This module will update you on helping patients with erectile dysfunction, including:
- What investigations to undertake
- The role of low testosterone
- The link between ED and diabetes
- Prosthetic options
Dr Noshi Narouz is a consultant in sexual health and HIV medicine at Crawley Hospital and the Spire Gatwick Park Hospital. He is the lead consultant of the psychosexual service and sexual dysfunction in West Sussex.
What investigations should we undertake in men presenting with erectile dysfunction (ED)?
According to current guidelines,1-4 basic investigations should include fasting blood glucose or HbA1c, lipid profile and fasting serum testosterone (testosterone levels should be measured between 8am and 11am).
Other tests (such as thyroid function tests, prolactin and PSA) will be directed by the history and examination. If serum total testosterone (TT) is low (less than 8nmol/l) or borderline (8-12nmol/l) repeat with serum FSH, LH and prolactin. If indicated, measure free testosterone (FT) to confirm TT measurements. Most patients do not need further investigations unless specifically indicated.

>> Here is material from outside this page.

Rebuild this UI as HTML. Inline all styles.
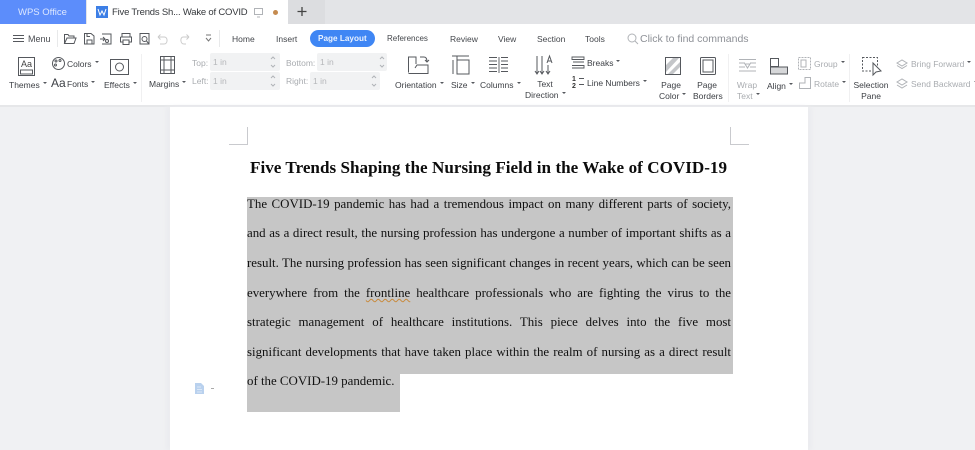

Specialised diagnostic tests include nocturnal penile tumescence and rigidity, vascular testing, intracavernosal injection test, colour Doppler ultrasound and neurological tests – patients may require referral to specialist centres for these tests. These are usually indicated in patients with expected arterial or venous abnormality, those who have a history of trauma or surgery, and those with an abnormality of the penis or testes, or considered for surgical intervention. However, in most cases, these specialised diagnostic tests have little impact on the selection of therapeutic options.
Weight, BMI, blood pressure, heart rate and waist circumference, although not investigations, are important baseline measures, and are worth noting.